Build and run the example with the cargo command: cargo run -p ac-examples --example benchmark_bulk_xt. The code in the example: https://github.com/scs/substrate-api-client/blob/bh/test-jsonrpsee/examples/examples/benchmark_bulk_xt.rs I've tried to remove the clutter around the jsonrpsee client as much as possible. The relevant part (I believe) is now here:

while nonce < first_nonce + 60 {
        // Create the extrinsic.
        let xt = api.compose_extrinsic_offline(call.clone(), nonce);
        let xt_bytes: Bytes = xt.encode().into();
        let hex_encoded_xt = rpc_params![xt_bytes];
        println!("Sending extrinsic with nonce {}", nonce);

        // Send the extrinsic with jsonrpsee
        let _xt_hash: H256 =
            api.client().request("author_submitExtrinsic", hex_encoded_xt).unwrap();

        nonce += 1;
    }

Where the api.client().request() is a block_on wrapper to make it a synchronous call. Relevant code part: https://github.com/scs/substrate-api-client/blob/bh/test-jsonrpsee/src/rpc/jsonrpsee_client/mod.rs#L68-L73

impl Request for JsonrpseeClient {
    fn request<R: DeserializeOwned>(&self, method: &str, params: RpcParams) -> Result<R> {
        block_on(self.inner.request(method, RpcParamsWrapper(params)))
            .map_err(|e| Error::Client(Box::new(e)))
    }
}
niklasad1 commented 11 months ago

It's a bad practice to mix tokio with another async runtime such as futures::executor::block_on. Most likely it's really just that causes this to get stuck, see https://github.com/tokio-rs/tokio/issues/2603 and the reason is that jsonrpsee migrated from futures-channels to tokio-channels which Client::request and Client::subscribe awaits on..

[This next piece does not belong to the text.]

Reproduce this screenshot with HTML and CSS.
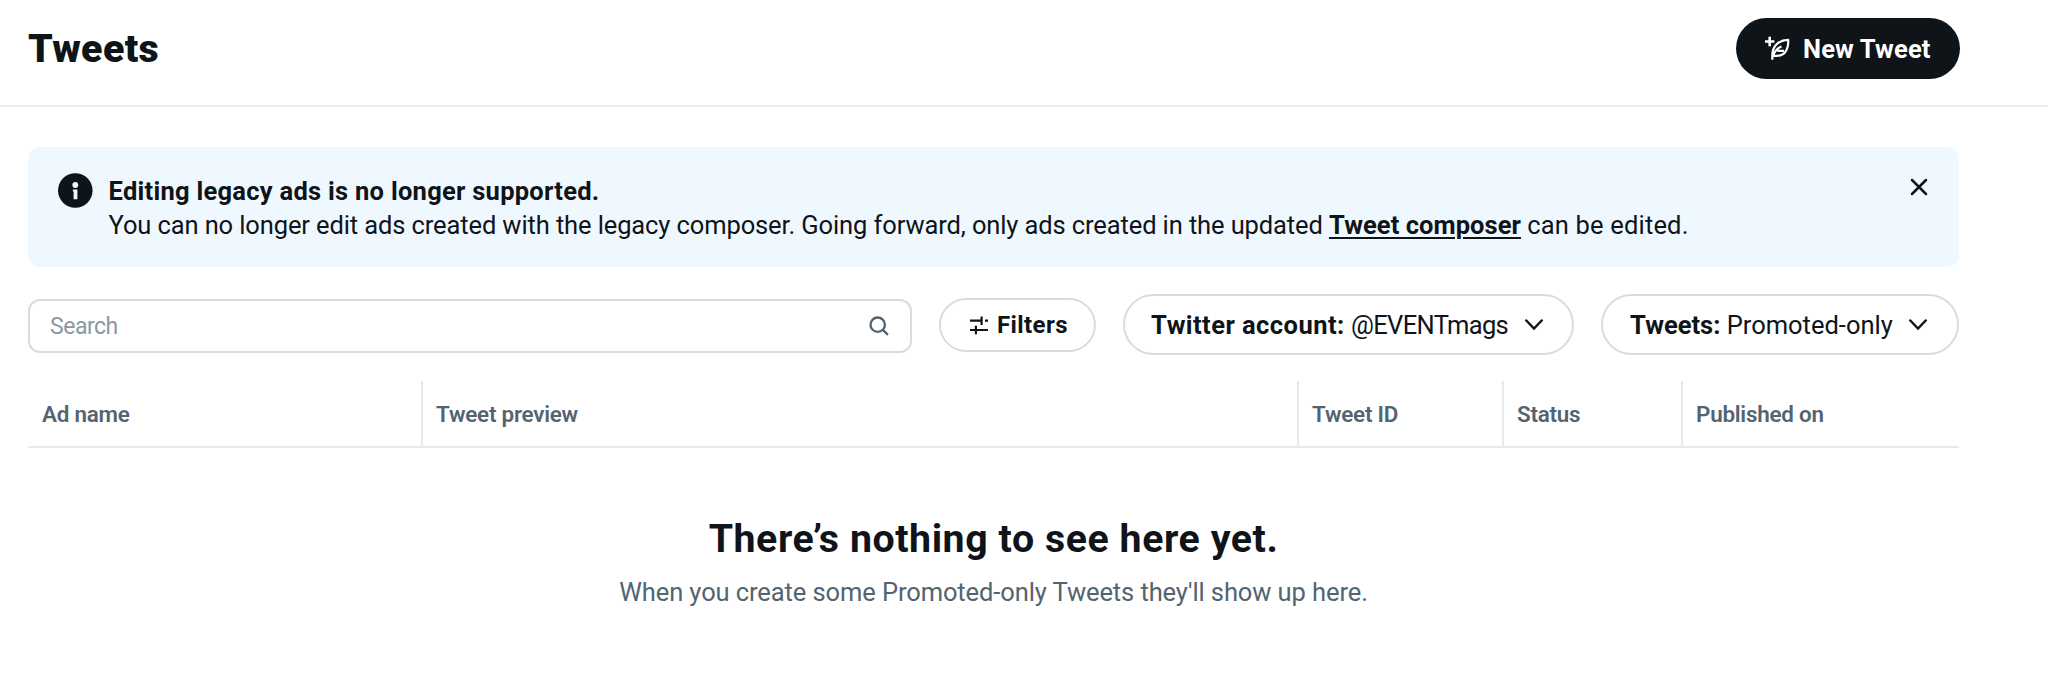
FILE: index.html
```
<!DOCTYPE html>
<html lang="en">
<head>
<meta charset="utf-8">
<title>Tweets</title>
<link rel="stylesheet" href="styles.css">
</head>
<body>
<header class="topbar">
  <h1 class="page-title">Tweets</h1>
  <button class="new-tweet">
    <svg class="feather-icon" width="26" height="26" viewBox="0 0 26 26" fill="none" stroke="currentColor" stroke-width="2.2" stroke-linecap="butt" stroke-linejoin="round">
      <path d="M4.700 .8v9.400M0 5.500h9.400" stroke-width="2.600"/>
      <path d="M7.300 23.800V19.500C7.300 10 13.500 4 23.200 3.900C23.500 9 22.500 13.500 19.500 17C17 19.800 13 20.200 7.500 20.200M8 20C9.500 15.500 12.500 12 16.500 10.500M12.500 14.800H19"/>
    </svg>
    <span>New Tweet</span>
  </button>
</header>
<main class="content">
  <section class="banner">
    <svg class="info-icon" width="35" height="35" viewBox="0 0 35 35">
      <circle cx="17.300" cy="17.500" r="17.300" fill="#0f1419"/>
      <circle cx="17.300" cy="12" r="2.900" fill="#f0f8ff"/>
      <path d="M14.900 16.500h4.500V26.300h-3.800V18.500h-.7z" fill="#f0f8ff"/>
    </svg>
    <div class="banner-text">
      <p class="banner-title">Editing legacy ads is no longer supported.</p>
      <p class="banner-body">You can no longer edit ads created with the legacy composer. Going forward, only ads created in the updated <a class="link">Tweet composer</a> <span class="tail">can be edited.</span></p>
    </div>
    <svg class="close-icon" width="18" height="18" viewBox="0 0 18 18" fill="none" stroke="#0f1419" stroke-width="2.500" stroke-linecap="round"><path d="M2 2l14 14M16 2L2 16"/></svg>
  </section>
  <div class="toolbar">
    <div class="search">
      <span>Search</span>
      <svg width="20" height="20" viewBox="0 0 20 20" fill="none" stroke="#536471" stroke-width="2.300"><circle cx="8.700" cy="8.700" r="7.200"/><path d="M13.900 13.900l5 5"/></svg>
    </div>
    <button class="pill filters">
      <svg width="20" height="20" viewBox="0 0 20 20" fill="none" stroke="#0f1419" stroke-width="2.200"><path d="M1 5.700h12.500M16 5.700h3M12.600 1.500v8.400M1 15h5M8 15h11M6.900 10.800v8.400"/></svg>
      <span>Filters</span>
    </button>
    <button class="pill select account">
      <span><b class="account-label">Twitter account:</b> <span class="account-name">@EVENTmags</span></span>
      <svg width="20" height="12" viewBox="0 0 20 12" fill="none" stroke="#0f1419" stroke-width="2.500" stroke-linecap="round"><path d="M2.300 1.500L10 9.500L17.700 1.500"/></svg>
    </button>
    <button class="pill select kind">
      <span><b>Tweets:</b> <span>Promoted-only</span></span>
      <svg width="20" height="12" viewBox="0 0 20 12" fill="none" stroke="#0f1419" stroke-width="2.500" stroke-linecap="round"><path d="M2.300 1.500L10 9.500L17.700 1.500"/></svg>
    </button>
  </div>
  <div class="table-head">
    <div class="cell">Ad name</div>
    <div class="cell">Tweet preview</div>
    <div class="cell">Tweet ID</div>
    <div class="cell">Status</div>
    <div class="cell">Published on</div>
  </div>
  <section class="empty">
    <h2 class="empty-title">There’s nothing to see here yet.</h2>
    <p class="empty-text">When you create some Promoted-only Tweets they'll show up here.</p>
  </section>
</main>
</body>
</html>
```
FILE: styles.css
```
* { box-sizing: border-box; }
body {
  margin: 0;
  background: #fff;
  color: #0f1419;
  font-family: Roboto, "Liberation Sans", sans-serif;
  font-size: 25.5px;
}
h1, h2, p { margin: 0; }
button { font: inherit; color: inherit; margin: 0; }
svg { display: block; flex: none; }
.topbar {
  display: flex;
  justify-content: space-between;
  align-items: flex-start;
  height: 107px;
  padding: 18px 88px 0 28px;
  border-bottom: 2px solid #e9ebec;
}
.page-title {
  margin-top: 6px;
  font-size: 39.3px;
  line-height: 50px;
  font-weight: 900;
  letter-spacing: 0.35px;
}
.new-tweet {
  display: flex;
  align-items: center;
  gap: 12px;
  width: 224px;
  height: 61px;
  padding: 0 0 0 29px;
  border: 0;
  border-radius: 31px;
  background: #0f1419;
  color: #fff;
  font-weight: 700;
  letter-spacing: 0.15px;
}
.content { padding: 40px 89px 0 28px; }
.banner {
  display: flex;
  height: 120px;
  padding: 26px 31px 0 30px;
  border-radius: 12px;
  background: #f0f8ff;
}
.banner-text {
  flex: 1;
  padding-top: 2px;
  margin-left: 15.5px;
  line-height: 33.500px;
  white-space: nowrap;
}
.banner-title { font-weight: 700; letter-spacing: 0.27px; }
.banner-body { letter-spacing: -0.114px; }
.link {
  font-weight: 700;
  letter-spacing: 0.063px;
  text-decoration: underline;
  text-decoration-thickness: 2px;
  text-underline-offset: 3px;
}
.tail { letter-spacing: 0.18px; }
.close-icon { margin-top: 5px; }
.toolbar {
  display: flex;
  align-items: center;
  gap: 27px;
  height: 61px;
  margin-top: 27px;
}
.search {
  flex: 1;
  display: flex;
  align-items: center;
  justify-content: space-between;
  height: 54px;
  margin-top: 3px;
  padding: 0 21px 0 20px;
  border: 2px solid #d5dde3;
  border-radius: 12px;
  color: #8899a6;
  font-size: 23px;
  letter-spacing: -0.485px;
}
.pill {
  display: flex;
  align-items: center;
  border: 2px solid #d5dde3;
  border-radius: 31px;
  background: #fff;
  white-space: nowrap;
}
.filters {
  width: 157px;
  height: 54px;
  gap: 8px;
  padding: 0 0 0 28px;
  font-size: 24px;
  font-weight: 700;
  letter-spacing: 0.4px;
}
.select {
  height: 61px;
  justify-content: space-between;
  padding: 0 28px 0 26px;
}
.account { width: 451px; }
.kind { width: 358px; padding: 0 29px 0 27px; }
.account-label { letter-spacing: 0.455px; }
.account-name { letter-spacing: -0.64px; }
.table-head {
  display: grid;
  grid-template-columns: 393px 876px 205px 179px 1fr;
  height: 67px;
  margin-top: 26px;
  border-bottom: 2px solid #e6eaed;
}
.cell {
  padding-left: 13px;
  border-left: 2px solid #e6eaed;
  color: #536471;
  font-size: 22.400px;
  font-weight: 600;
  line-height: 67px;
  letter-spacing: -0.230px;
}
.cell:first-child { border-left-color: transparent; padding-left: 12px; }
.empty {
  padding-top: 66px;
  text-align: center;
}
.empty-title {
  font-size: 39.3px;
  line-height: 50px;
  font-weight: 700;
  letter-spacing: 0.561px;
}
.empty-text {
  margin-top: 12px;
  color: #536471;
  line-height: 33px;
  letter-spacing: -0.094px;
}
```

EDIT: I tried your example and I was able to verify by printlns that the message was received by client and sent out on the oneshot channel but awaiting on the future doesn't return.

Thus, I'm quite certain that this is because jsonrpsee moved away from futures channels to tokio channels.

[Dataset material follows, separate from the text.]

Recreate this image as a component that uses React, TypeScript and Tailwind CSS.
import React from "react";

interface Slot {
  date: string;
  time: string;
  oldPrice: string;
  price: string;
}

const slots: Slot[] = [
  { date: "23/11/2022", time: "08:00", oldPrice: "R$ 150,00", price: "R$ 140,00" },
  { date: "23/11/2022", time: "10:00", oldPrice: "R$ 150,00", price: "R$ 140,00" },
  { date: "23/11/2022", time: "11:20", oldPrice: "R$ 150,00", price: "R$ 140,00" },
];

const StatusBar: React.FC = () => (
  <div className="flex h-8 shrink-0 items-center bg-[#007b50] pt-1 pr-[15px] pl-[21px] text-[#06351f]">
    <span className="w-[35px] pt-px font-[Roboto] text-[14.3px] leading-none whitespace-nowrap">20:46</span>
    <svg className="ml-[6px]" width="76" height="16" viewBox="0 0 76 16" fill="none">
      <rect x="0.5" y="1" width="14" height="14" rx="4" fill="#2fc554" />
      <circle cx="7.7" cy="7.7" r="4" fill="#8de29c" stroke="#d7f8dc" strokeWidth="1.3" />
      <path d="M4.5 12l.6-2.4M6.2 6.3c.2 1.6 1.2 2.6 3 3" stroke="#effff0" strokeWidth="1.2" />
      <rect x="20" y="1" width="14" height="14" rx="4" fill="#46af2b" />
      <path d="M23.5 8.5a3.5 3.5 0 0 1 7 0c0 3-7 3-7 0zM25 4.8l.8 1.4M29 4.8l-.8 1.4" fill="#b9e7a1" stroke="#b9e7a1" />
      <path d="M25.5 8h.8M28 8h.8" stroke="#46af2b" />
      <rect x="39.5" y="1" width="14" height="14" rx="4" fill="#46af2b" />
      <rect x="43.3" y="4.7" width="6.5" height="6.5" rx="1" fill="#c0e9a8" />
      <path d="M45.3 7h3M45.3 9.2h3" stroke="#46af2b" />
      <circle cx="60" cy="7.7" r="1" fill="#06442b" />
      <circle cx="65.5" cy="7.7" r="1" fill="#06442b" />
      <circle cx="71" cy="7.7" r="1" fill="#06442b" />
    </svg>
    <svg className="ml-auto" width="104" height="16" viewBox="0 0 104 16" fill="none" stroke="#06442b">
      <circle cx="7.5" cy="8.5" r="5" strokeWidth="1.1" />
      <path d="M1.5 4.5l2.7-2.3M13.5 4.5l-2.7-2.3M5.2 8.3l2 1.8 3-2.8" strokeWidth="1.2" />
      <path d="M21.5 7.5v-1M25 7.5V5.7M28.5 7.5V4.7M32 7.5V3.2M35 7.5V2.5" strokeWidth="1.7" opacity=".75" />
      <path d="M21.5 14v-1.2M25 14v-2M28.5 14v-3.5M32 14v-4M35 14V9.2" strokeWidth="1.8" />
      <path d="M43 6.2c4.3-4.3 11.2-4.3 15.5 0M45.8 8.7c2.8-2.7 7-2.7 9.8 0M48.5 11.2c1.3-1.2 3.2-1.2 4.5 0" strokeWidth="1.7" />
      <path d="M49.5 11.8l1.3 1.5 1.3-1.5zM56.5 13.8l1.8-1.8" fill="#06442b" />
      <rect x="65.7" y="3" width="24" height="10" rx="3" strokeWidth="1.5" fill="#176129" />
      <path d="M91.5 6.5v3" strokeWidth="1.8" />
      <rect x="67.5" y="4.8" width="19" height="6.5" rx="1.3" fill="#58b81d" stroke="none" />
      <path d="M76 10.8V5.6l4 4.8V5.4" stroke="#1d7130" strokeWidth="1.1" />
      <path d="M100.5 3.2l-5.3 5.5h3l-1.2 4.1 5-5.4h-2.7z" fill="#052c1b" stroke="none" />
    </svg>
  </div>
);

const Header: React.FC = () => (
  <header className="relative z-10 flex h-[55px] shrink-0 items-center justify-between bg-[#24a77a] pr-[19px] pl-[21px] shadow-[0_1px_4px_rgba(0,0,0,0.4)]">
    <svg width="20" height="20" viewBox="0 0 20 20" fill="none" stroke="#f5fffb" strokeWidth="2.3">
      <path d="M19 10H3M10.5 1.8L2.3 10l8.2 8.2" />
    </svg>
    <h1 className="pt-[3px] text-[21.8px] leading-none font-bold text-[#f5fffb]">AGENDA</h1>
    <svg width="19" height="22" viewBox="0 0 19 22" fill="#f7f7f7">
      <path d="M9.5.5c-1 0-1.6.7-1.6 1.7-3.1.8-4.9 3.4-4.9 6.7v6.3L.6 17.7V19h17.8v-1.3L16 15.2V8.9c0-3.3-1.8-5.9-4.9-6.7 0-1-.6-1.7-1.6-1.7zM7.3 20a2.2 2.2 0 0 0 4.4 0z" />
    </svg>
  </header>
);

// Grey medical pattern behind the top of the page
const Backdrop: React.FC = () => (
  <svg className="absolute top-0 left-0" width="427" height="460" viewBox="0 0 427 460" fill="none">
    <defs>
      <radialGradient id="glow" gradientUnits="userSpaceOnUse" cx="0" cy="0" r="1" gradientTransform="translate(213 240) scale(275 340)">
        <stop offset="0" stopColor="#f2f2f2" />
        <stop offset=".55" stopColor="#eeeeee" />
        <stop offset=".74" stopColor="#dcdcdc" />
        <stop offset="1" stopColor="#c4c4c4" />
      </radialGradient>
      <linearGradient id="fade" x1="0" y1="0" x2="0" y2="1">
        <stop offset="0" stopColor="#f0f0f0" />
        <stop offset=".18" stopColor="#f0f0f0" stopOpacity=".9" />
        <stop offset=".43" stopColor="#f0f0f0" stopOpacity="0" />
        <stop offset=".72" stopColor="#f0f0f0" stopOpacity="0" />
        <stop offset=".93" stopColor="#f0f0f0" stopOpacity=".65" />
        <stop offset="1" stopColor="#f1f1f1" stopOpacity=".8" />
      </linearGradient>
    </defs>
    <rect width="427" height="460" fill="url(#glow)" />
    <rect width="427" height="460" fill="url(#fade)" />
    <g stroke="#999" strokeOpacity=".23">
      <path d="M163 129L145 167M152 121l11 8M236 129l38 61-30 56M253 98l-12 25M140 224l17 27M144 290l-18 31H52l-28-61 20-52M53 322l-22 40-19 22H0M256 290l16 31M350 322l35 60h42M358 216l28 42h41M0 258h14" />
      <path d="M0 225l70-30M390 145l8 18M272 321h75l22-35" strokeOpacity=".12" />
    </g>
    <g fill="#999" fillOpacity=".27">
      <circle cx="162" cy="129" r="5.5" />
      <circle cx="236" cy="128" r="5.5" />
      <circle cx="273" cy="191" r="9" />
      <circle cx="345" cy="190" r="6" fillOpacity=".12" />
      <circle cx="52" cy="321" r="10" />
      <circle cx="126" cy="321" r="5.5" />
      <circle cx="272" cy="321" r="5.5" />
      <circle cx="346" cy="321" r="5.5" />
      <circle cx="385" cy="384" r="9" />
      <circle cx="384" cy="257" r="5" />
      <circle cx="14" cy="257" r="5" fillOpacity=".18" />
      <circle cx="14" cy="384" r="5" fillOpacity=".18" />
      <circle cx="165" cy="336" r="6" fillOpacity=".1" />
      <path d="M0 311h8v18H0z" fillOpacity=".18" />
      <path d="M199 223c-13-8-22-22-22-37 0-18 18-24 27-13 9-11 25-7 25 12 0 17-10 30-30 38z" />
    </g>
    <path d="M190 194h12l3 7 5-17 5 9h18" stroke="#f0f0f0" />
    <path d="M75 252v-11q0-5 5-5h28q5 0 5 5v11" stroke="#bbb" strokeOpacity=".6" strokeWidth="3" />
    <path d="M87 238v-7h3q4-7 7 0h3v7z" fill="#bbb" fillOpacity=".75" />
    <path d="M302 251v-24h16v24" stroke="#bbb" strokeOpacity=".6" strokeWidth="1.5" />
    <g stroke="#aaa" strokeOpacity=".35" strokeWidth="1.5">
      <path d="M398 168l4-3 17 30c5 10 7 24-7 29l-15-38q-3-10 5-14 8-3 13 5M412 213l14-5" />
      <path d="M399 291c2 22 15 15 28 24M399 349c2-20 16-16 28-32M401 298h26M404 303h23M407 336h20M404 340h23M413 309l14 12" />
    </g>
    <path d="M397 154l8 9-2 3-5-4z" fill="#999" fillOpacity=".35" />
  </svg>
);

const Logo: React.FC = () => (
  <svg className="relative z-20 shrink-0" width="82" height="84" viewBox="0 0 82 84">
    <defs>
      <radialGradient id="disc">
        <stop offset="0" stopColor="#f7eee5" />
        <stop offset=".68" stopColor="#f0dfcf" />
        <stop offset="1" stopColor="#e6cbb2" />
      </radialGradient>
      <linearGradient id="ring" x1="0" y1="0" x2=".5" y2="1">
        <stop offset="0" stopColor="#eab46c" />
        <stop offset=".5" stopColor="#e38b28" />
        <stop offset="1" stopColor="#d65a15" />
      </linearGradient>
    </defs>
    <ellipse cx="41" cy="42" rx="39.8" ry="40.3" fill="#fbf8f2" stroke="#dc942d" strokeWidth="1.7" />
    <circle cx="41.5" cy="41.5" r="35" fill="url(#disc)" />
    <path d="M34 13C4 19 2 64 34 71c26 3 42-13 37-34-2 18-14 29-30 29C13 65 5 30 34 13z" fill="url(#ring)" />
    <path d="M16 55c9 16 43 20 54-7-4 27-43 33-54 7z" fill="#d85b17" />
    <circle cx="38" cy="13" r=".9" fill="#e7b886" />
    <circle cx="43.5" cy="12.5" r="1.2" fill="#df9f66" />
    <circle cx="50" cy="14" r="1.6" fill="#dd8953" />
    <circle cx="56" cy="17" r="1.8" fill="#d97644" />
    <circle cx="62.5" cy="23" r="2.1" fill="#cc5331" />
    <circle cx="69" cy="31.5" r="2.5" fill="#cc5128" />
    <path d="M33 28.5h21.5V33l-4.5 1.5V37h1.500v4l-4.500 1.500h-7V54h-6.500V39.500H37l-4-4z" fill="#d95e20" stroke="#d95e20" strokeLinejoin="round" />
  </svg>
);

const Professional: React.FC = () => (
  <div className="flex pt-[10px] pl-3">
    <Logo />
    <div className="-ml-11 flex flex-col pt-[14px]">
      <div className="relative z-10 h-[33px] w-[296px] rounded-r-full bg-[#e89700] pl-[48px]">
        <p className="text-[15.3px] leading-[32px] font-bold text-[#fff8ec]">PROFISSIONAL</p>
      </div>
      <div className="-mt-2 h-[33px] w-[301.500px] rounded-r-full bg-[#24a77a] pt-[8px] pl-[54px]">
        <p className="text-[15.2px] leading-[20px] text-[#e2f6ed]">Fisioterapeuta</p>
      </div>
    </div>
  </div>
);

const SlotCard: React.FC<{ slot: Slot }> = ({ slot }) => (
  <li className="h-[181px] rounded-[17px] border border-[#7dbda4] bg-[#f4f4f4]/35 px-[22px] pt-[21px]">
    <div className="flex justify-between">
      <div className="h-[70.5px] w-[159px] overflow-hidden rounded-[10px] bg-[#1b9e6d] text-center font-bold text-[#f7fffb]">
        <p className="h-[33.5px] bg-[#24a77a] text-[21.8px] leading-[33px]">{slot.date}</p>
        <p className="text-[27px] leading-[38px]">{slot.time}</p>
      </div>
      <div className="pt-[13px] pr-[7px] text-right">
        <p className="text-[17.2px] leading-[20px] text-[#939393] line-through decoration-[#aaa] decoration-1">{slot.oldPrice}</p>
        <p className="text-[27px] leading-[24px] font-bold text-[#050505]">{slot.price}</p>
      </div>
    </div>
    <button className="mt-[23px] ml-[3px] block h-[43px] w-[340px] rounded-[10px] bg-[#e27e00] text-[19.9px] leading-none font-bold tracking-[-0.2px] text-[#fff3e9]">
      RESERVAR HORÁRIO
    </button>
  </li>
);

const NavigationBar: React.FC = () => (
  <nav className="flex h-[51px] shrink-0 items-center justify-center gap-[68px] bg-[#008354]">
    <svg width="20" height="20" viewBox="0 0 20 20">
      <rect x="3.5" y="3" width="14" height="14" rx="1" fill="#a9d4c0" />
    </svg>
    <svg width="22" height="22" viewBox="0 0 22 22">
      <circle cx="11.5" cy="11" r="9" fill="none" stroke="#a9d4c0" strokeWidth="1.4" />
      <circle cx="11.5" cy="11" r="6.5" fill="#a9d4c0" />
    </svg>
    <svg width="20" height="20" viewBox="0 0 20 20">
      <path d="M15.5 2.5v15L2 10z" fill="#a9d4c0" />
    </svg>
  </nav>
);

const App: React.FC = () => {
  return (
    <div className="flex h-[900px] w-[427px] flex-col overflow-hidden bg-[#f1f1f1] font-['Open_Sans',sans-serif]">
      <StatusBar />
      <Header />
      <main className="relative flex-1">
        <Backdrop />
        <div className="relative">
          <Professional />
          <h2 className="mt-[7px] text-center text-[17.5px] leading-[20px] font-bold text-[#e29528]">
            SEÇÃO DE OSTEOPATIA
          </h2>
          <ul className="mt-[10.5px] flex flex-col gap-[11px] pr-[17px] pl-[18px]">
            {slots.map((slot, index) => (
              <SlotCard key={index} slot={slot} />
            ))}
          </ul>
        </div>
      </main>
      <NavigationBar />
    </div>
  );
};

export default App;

If you could refactor your sync API to something like then I think it should work as v0.16:

#[maybe_async::sync_impl]
impl Request for JsonrpseeClient {
    fn request<R: DeserializeOwned>(&self, method: &str, params: RpcParams) -> Result<R> {
                let (tx, rx) = tokio::sync::oneshot();

                tokio::spawn(async move {
                    let res = self.inner.request(method, RpcParamsWrapper(params))).await.map_err(|e| Error::Client(Box::new(e)));
                    tx.send(res);
                });

        rx.blocking_recv().unwrap()
    }
}
niklasad1 commented 11 months ago

Yeah, ok I tested by switching out tokio::sync::oneshot to futures_channel::oneshot and then this issue goes away... So indeed, futures::executor::block_on messes up tokio somehow.

//cc @jsdw @lexnv I don't regard this as jsonrpsee issue as the library itself is tightly-coupled to tokio but do think we should provide an sync API for making clients requests?

haerdib commented 11 months ago

Thank you very much for the investigation! I indeed did not know this could be a problem. Time to switch out futures completely.. As this is clearly an issue on our side, I'm closing this issue. And ofc, we would welcome a sync API ;)

jsdw commented 11 months ago

Re a sync APIs; I woudln't mind adding them in theory if:

a) It wasn't too complex to do. b) Users of the sync APIs didn't explicitly need to know about tokio at all.

The above code is a bit of an exception though in that it runs in a tokio runtime (#[tokio::main]), but then blocks on this call instead of using tokio, which I can only imagine leads to some task being scheduled on a tokio worker thread that already has this blocking task running on that doesn't yield to let the it progress and ends up deadlocking itself, or something like that.

That all said, we don't have any need for sync APIs internally, and so it's not the highest priority for us really.